A multi-pattern mike’s omnidirectional pattern picks up sound equally from all directions. This makes the acoustic space you’re recording in a very large part of the final sound. If you want to accentuate the ambience of a sewer tunnel or cave, the omnidirectional pattern may be just the ticket. If you circle numerous people around a single omnidirectional mike, you’ll get great sound all around.

Care and Feeding

Are studio mikes finicky, fragile beasts? Not at all. Modern condenser mikes are nearly as rugged as the die-hard dynamic mikes that populate outdoor stages and smoky bars by the thousands. They can withstand temperature extremes, changes in humidity and moderate impacts.

That said, moisture can temporarily or permanently damage studio condenser mikes. Close-miking a voice can subject the mike to quite a bit of moisture, which may shut the mike down for a few minutes until things dry out.

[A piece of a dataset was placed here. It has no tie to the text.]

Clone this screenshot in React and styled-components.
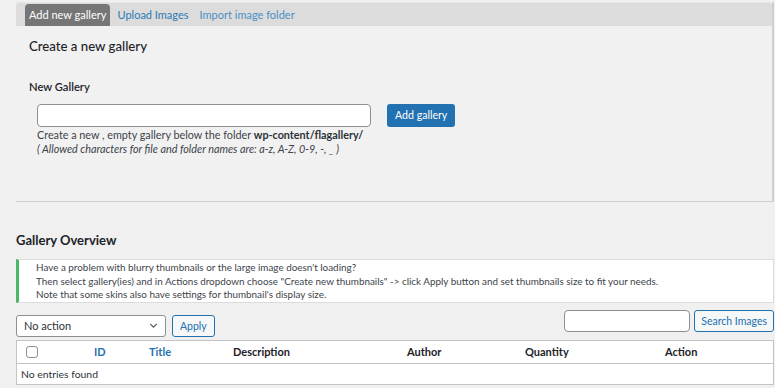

It’s also worth noting that condenser mikes don’t like to be plugged and un-plugged with phantom power on. Doing so can destroy the mike’s electronics. Be sure to shut down the DC voltage on the mixer or preamp before attaching or removing the mike cable.


A Mike of Your Own

If you think it’s time to spring for a studio microphone, then you’ll be glad to know that there are numerous places to find them. Your local music store probably has several different models you can audition. Major mail-order companies (such as B&H, Sweetwater Sound, Full Compass, Musician’s Friend, Manny’s and others) stock an impressive array of mikes. A quick Internet search will help you locate any of these retailers on line.

Sound is a big part of any video and the microphone you use plays a big part in the quality of the sound you capture. To record great sound for almost any application, a large-diaphragm studio condenser mike is the most versatile tool money can buy. So if you’re ready to make the investment, a good mike will serve you well.